◆ DESCRIPTION OF THE TASK
Copy out the whole listing exactly as written, leaving the pictures behind.

-- GIVEN INFORMATION start --

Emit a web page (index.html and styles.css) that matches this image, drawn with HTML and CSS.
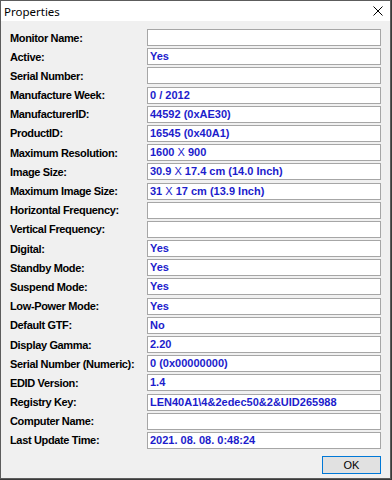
FILE: index.html
```html
<!DOCTYPE html>
<html lang="en">
<head>
    <meta charset="UTF-8">
    <title>Properties</title>
    <link rel="stylesheet" href="styles.css">
</head>
<body>
    <div class="window">
        <div class="titlebar">
            <span class="title">Properties</span>
            <svg class="close" width="10" height="10" viewBox="0 0 10 10">
                <path d="M0.5 0.5 L9.5 9.5 M9.5 0.5 L0.5 9.5" stroke="#000" stroke-width="1" fill="none"/>
            </svg>
        </div>

        <div class="content">
            <div class="props">
                <label>Monitor Name:</label><div class="field"></div>
                <label>Active:</label><div class="field">Yes</div>
                <label>Serial Number:</label><div class="field"></div>
                <label>Manufacture Week:</label><div class="field">0 / 2012</div>
                <label>ManufacturerID:</label><div class="field">44592 (0xAE30)</div>
                <label>ProductID:</label><div class="field">16545 (0x40A1)</div>
                <label>Maximum Resolution:</label><div class="field">1600 <span class="times">X</span> 900</div>
                <label>Image Size:</label><div class="field">30.9 <span class="times">X</span> 17.4 cm (14.0 Inch)</div>
                <label>Maximum Image Size:</label><div class="field">31 <span class="times">X</span> 17 cm (13.9 Inch)</div>
                <label>Horizontal Frequency:</label><div class="field"></div>
                <label>Vertical Frequency:</label><div class="field"></div>
                <label>Digital:</label><div class="field">Yes</div>
                <label>Standby Mode:</label><div class="field">Yes</div>
                <label>Suspend Mode:</label><div class="field">Yes</div>
                <label>Low-Power Mode:</label><div class="field">Yes</div>
                <label>Default GTF:</label><div class="field">No</div>
                <label>Display Gamma:</label><div class="field">2.20</div>
                <label>Serial Number (Numeric):</label><div class="field">0 (0x00000000)</div>
                <label>EDID Version:</label><div class="field">1.4</div>
                <label>Registry Key:</label><div class="field">LEN40A1\4&amp;2edec50&amp;2&amp;UID265988</div>
                <label>Computer Name:</label><div class="field"></div>
                <label>Last Update Time:</label><div class="field">2021. 08. 08. 0:48:24</div>
            </div>

            <div class="buttons">
                <button class="ok">OK</button>
            </div>
        </div>
    </div>
</body>
</html>
```

FILE: styles.css
```css
* {
    box-sizing: border-box;
    margin: 0;
    padding: 0;
}

body {
    width: 392px;
    height: 480px;
    background-color: #3a3a3a;
    font-family: "Liberation Sans", Arial, sans-serif;
}

.window {
    width: 391px;
    height: 479px;
    border: 1px solid #5c5c5c;
    background: #f0f0f0;
    display: flex;
    flex-direction: column;
}

.titlebar {
    height: 20px;
    background: white;
    display: flex;
    align-items: center;
    justify-content: space-between;
    padding: 0 7px 0 3px;
}

.title {
    font-family: "Noto Sans", sans-serif;
    font-size: 11.5px;
    color: #000;
}

.content {
    padding: 8px 9px 0 9px;
}

.props {
    display: grid;
    grid-template-columns: 137px 234px;
    grid-auto-rows: 17px;
    row-gap: 2.19px;
    align-items: center;
}

.props label {
    font-size: 11px;
    font-weight: bold;
    letter-spacing: -0.35px;
    color: #000;
}

.field {
    height: 17px;
    background: white;
    border: 1px solid #a6a6a6;
    padding-left: 2px;
    font-size: 11px;
    font-weight: bold;
    line-height: 15px;
    color: #1c1ccc;
    white-space: nowrap;
    overflow: hidden;
}

.field .times {
    font-weight: normal;
}

.buttons {
    display: flex;
    justify-content: flex-end;
    padding-top: 7px;
}

.ok {
    width: 59px;
    height: 18px;
    background: #e1e1e1;
    border: 1px solid #0078d7;
    font-family: "Liberation Sans", Arial, sans-serif;
    font-size: 11px;
    color: #000;
}
```
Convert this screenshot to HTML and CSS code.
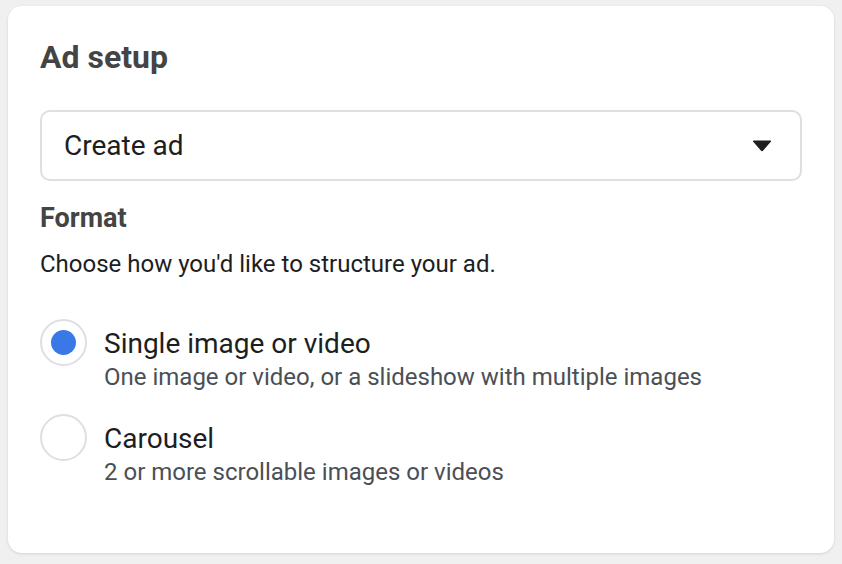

-- GIVEN INFORMATION end --

◆ OUTPUT FOR THIS EXERCISE
Emit a web page (index.html and styles.css) that matches this image, drawn with HTML and CSS.
FILE: index.html
```html
<!DOCTYPE html>
<html lang="en">
<head>
    <meta charset="UTF-8">
    <title>Properties</title>
    <link rel="stylesheet" href="styles.css">
</head>
<body>
    <div class="window">
        <div class="titlebar">
            <span class="title">Properties</span>
            <svg class="close" width="10" height="10" viewBox="0 0 10 10">
                <path d="M0.5 0.5 L9.5 9.5 M9.5 0.5 L0.5 9.5" stroke="#000" stroke-width="1" fill="none"/>
            </svg>
        </div>

        <div class="content">
            <div class="props">
                <label>Monitor Name:</label><div class="field"></div>
                <label>Active:</label><div class="field">Yes</div>
                <label>Serial Number:</label><div class="field"></div>
                <label>Manufacture Week:</label><div class="field">0 / 2012</div>
                <label>ManufacturerID:</label><div class="field">44592 (0xAE30)</div>
                <label>ProductID:</label><div class="field">16545 (0x40A1)</div>
                <label>Maximum Resolution:</label><div class="field">1600 <span class="times">X</span> 900</div>
                <label>Image Size:</label><div class="field">30.9 <span class="times">X</span> 17.4 cm (14.0 Inch)</div>
                <label>Maximum Image Size:</label><div class="field">31 <span class="times">X</span> 17 cm (13.9 Inch)</div>
                <label>Horizontal Frequency:</label><div class="field"></div>
                <label>Vertical Frequency:</label><div class="field"></div>
                <label>Digital:</label><div class="field">Yes</div>
                <label>Standby Mode:</label><div class="field">Yes</div>
                <label>Suspend Mode:</label><div class="field">Yes</div>
                <label>Low-Power Mode:</label><div class="field">Yes</div>
                <label>Default GTF:</label><div class="field">No</div>
                <label>Display Gamma:</label><div class="field">2.20</div>
                <label>Serial Number (Numeric):</label><div class="field">0 (0x00000000)</div>
                <label>EDID Version:</label><div class="field">1.4</div>
                <label>Registry Key:</label><div class="field">LEN40A1\4&amp;2edec50&amp;2&amp;UID265988</div>
                <label>Computer Name:</label><div class="field"></div>
                <label>Last Update Time:</label><div class="field">2021. 08. 08. 0:48:24</div>
            </div>

            <div class="buttons">
                <button class="ok">OK</button>
            </div>
        </div>
    </div>
</body>
</html>
```

FILE: styles.css
```css
* {
    box-sizing: border-box;
    margin: 0;
    padding: 0;
}

body {
    width: 392px;
    height: 480px;
    background-color: #3a3a3a;
    font-family: "Liberation Sans", Arial, sans-serif;
}

.window {
    width: 391px;
    height: 479px;
    border: 1px solid #5c5c5c;
    background: #f0f0f0;
    display: flex;
    flex-direction: column;
}

.titlebar {
    height: 20px;
    background: white;
    display: flex;
    align-items: center;
    justify-content: space-between;
    padding: 0 7px 0 3px;
}

.title {
    font-family: "Noto Sans", sans-serif;
    font-size: 11.5px;
    color: #000;
}

.content {
    padding: 8px 9px 0 9px;
}

.props {
    display: grid;
    grid-template-columns: 137px 234px;
    grid-auto-rows: 17px;
    row-gap: 2.19px;
    align-items: center;
}

.props label {
    font-size: 11px;
    font-weight: bold;
    letter-spacing: -0.35px;
    color: #000;
}

.field {
    height: 17px;
    background: white;
    border: 1px solid #a6a6a6;
    padding-left: 2px;
    font-size: 11px;
    font-weight: bold;
    line-height: 15px;
    color: #1c1ccc;
    white-space: nowrap;
    overflow: hidden;
}

.field .times {
    font-weight: normal;
}

.buttons {
    display: flex;
    justify-content: flex-end;
    padding-top: 7px;
}

.ok {
    width: 59px;
    height: 18px;
    background: #e1e1e1;
    border: 1px solid #0078d7;
    font-family: "Liberation Sans", Arial, sans-serif;
    font-size: 11px;
    color: #000;
}
```
Convert this screenshot to HTML and CSS code.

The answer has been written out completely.